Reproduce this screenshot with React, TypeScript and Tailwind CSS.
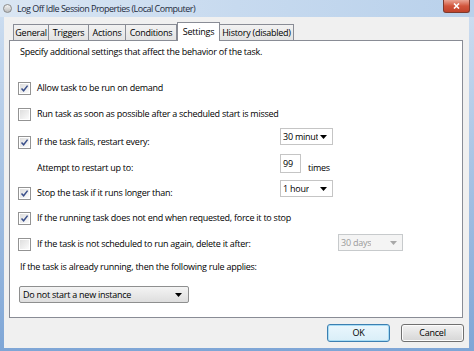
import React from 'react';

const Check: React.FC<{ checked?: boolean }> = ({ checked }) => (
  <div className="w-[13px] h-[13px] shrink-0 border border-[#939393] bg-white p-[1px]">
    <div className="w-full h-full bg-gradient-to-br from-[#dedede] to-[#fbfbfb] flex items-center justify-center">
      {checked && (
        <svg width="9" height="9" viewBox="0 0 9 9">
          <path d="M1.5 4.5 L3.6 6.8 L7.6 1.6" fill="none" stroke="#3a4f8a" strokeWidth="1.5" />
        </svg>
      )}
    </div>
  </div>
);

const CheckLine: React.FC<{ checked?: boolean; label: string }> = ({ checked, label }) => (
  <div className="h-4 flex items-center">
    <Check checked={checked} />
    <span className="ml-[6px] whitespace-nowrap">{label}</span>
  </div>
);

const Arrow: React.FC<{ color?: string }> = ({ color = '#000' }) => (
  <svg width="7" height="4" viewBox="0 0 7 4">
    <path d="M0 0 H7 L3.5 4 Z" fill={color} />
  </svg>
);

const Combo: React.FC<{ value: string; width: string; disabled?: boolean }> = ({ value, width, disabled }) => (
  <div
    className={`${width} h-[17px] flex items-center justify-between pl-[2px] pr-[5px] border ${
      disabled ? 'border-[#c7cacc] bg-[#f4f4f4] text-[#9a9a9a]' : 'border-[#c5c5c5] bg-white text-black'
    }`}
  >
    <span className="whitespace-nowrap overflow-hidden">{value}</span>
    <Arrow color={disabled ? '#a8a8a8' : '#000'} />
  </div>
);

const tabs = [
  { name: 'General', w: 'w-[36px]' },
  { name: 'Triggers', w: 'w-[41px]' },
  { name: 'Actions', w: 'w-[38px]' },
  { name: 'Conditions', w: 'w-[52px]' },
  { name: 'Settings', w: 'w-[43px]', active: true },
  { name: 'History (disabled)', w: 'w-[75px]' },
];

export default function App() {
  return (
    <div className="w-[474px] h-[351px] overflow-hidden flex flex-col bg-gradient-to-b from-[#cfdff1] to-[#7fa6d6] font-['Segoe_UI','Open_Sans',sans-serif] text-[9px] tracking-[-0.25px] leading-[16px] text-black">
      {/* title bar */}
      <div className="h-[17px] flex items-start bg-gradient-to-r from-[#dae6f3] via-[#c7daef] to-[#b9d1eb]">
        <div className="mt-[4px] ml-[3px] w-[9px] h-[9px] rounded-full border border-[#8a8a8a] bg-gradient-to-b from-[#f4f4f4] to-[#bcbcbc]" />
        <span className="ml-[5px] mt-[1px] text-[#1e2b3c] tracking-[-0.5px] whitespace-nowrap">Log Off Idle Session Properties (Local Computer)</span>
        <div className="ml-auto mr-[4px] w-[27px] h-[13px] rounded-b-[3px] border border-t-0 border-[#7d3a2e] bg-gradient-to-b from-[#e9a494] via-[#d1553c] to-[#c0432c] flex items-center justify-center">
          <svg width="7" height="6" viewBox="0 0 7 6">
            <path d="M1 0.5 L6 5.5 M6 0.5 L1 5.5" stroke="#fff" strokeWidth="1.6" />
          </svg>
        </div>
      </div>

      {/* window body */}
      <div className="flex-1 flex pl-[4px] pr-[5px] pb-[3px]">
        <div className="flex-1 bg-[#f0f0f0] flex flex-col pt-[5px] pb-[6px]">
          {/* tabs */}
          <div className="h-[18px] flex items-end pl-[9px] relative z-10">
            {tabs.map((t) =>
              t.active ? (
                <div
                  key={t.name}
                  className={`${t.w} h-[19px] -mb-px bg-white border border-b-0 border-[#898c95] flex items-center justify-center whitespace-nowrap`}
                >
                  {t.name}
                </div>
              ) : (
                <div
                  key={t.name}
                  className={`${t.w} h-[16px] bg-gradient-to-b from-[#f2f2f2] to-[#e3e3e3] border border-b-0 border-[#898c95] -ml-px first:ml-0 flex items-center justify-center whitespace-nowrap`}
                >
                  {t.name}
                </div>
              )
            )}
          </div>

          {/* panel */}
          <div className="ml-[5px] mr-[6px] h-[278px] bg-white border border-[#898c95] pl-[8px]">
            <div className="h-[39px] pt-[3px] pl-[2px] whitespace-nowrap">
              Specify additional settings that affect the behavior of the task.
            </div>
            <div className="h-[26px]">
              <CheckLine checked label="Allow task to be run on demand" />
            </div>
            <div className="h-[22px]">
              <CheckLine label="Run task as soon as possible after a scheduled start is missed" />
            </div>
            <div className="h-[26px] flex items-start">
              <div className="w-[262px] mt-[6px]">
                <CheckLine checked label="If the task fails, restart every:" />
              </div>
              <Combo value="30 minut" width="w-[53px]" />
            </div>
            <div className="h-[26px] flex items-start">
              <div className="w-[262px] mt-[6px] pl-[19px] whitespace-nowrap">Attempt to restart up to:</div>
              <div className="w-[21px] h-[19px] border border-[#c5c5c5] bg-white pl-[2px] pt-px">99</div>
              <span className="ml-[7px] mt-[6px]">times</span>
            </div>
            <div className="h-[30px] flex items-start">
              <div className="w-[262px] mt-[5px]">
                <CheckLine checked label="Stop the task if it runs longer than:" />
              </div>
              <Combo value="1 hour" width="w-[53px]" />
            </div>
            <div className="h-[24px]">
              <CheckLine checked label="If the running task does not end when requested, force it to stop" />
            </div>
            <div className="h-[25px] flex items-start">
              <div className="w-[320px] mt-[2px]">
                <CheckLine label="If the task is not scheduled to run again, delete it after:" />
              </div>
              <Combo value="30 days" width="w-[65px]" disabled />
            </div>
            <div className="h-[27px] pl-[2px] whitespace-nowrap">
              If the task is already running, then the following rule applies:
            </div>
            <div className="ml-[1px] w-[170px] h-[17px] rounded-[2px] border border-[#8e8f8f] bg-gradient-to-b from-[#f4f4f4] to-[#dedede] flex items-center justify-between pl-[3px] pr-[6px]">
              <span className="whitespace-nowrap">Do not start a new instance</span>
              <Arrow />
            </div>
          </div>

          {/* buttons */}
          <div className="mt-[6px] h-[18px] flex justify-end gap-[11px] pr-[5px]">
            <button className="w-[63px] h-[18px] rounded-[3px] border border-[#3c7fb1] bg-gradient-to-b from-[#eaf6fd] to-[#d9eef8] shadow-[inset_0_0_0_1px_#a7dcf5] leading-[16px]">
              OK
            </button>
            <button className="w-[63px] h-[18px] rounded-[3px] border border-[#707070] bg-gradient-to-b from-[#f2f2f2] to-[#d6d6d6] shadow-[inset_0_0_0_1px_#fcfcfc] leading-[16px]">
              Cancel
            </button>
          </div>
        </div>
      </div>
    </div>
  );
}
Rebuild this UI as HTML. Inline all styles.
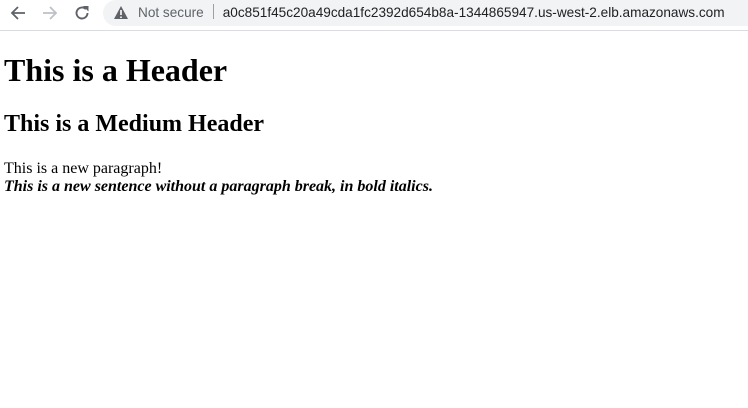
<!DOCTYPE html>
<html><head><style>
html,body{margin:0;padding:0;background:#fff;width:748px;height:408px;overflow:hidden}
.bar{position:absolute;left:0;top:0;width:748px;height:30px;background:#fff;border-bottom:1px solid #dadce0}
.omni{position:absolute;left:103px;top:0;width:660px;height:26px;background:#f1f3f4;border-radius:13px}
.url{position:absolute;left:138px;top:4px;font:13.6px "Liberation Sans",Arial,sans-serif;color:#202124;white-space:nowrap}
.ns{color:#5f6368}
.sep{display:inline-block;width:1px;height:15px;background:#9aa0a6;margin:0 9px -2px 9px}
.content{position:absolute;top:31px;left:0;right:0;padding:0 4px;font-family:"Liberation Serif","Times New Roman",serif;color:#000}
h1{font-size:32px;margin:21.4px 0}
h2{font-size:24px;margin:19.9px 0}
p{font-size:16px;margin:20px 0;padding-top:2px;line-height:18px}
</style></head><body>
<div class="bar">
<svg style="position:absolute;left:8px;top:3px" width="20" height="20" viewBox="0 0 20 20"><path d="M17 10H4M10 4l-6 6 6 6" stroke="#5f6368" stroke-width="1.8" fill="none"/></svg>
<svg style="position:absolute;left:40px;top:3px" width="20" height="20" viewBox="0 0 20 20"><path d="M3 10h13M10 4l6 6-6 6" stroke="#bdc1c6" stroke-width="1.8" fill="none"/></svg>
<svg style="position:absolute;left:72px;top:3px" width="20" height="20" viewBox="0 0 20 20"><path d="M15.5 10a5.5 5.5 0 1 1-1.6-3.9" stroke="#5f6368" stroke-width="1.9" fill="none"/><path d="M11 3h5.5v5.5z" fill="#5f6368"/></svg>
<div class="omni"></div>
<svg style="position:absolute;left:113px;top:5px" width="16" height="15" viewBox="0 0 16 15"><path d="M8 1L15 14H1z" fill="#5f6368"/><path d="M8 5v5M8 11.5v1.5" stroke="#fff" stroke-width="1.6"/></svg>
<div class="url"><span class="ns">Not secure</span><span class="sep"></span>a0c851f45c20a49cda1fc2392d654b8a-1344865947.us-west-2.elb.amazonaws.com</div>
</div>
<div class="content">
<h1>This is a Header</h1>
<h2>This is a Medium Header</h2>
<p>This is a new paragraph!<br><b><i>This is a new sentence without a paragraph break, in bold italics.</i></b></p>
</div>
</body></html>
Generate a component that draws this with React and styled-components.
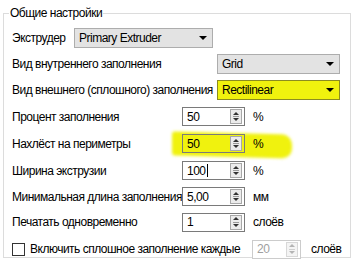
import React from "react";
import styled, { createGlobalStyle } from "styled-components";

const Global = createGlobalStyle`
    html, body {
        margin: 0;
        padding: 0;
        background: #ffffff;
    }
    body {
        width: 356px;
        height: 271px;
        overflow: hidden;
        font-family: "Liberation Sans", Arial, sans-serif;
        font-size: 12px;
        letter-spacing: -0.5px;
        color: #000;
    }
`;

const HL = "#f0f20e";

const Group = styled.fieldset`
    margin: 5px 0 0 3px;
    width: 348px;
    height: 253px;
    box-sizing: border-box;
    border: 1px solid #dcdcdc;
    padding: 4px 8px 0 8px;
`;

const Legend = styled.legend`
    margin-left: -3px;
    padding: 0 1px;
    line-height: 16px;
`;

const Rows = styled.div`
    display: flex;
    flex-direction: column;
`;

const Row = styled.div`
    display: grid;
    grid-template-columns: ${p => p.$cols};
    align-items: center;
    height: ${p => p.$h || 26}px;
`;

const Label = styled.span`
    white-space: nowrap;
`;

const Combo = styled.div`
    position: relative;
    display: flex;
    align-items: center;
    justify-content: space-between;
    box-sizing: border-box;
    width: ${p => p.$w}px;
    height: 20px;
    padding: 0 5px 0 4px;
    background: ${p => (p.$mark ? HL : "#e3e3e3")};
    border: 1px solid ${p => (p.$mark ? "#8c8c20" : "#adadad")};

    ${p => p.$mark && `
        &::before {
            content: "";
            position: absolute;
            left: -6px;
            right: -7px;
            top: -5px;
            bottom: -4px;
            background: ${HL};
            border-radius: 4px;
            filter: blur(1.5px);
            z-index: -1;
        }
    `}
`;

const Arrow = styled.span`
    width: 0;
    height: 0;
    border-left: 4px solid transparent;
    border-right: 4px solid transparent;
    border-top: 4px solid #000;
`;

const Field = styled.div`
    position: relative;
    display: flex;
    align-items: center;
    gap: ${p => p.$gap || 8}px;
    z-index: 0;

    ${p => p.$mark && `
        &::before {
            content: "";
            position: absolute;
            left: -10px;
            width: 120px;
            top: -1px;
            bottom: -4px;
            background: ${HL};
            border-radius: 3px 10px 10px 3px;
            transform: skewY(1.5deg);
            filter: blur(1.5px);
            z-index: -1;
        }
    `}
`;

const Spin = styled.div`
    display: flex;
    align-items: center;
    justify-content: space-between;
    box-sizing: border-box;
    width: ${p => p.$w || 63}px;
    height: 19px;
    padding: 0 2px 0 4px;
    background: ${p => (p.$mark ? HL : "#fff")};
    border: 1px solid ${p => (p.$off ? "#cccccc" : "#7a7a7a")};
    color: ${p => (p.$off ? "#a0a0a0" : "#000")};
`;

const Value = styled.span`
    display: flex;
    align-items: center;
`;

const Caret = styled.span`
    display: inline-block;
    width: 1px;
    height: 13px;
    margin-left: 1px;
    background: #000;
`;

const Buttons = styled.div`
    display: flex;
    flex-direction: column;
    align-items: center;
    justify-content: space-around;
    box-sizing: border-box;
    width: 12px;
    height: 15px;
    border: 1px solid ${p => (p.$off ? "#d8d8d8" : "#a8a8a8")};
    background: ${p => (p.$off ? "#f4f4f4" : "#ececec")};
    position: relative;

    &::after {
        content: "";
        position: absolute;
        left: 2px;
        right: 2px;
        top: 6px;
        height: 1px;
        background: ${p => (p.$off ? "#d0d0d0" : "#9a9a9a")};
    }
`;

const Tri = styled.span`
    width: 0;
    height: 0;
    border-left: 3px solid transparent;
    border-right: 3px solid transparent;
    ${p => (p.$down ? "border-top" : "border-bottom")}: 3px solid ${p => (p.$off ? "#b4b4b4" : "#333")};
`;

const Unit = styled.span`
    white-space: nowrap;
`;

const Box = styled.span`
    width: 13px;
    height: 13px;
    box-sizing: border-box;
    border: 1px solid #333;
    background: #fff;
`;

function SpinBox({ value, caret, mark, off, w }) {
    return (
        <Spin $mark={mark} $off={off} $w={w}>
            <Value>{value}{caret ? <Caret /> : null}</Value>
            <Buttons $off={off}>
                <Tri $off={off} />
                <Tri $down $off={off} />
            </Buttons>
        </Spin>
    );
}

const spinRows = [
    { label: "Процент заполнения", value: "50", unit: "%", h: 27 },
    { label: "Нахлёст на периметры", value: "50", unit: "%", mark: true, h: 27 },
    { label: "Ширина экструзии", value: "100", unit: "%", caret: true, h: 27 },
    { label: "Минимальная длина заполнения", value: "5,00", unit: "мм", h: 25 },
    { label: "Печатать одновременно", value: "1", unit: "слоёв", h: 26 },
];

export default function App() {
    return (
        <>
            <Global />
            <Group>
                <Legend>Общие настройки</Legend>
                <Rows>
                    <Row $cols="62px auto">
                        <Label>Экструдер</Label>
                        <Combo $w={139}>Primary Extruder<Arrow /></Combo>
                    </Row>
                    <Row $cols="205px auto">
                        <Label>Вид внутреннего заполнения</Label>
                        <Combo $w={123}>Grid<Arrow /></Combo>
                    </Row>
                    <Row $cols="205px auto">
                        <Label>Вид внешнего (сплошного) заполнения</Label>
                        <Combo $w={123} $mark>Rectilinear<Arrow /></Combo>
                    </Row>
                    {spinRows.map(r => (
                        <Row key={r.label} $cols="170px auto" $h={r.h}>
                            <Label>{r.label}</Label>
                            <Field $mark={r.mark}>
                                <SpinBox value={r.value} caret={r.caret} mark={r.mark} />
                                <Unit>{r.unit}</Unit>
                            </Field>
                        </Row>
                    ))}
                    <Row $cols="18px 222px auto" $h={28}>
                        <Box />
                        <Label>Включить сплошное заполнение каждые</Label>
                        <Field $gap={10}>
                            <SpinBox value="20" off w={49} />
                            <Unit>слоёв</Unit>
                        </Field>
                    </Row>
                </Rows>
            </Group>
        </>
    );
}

::::

#### [AIM]
Take every line above carrying "that" and return it.

#### [RESULT OF THE EXERCISE]
              Specify additional settings that affect the behavior of the task.
Generate a component that draws this with React and styled-components.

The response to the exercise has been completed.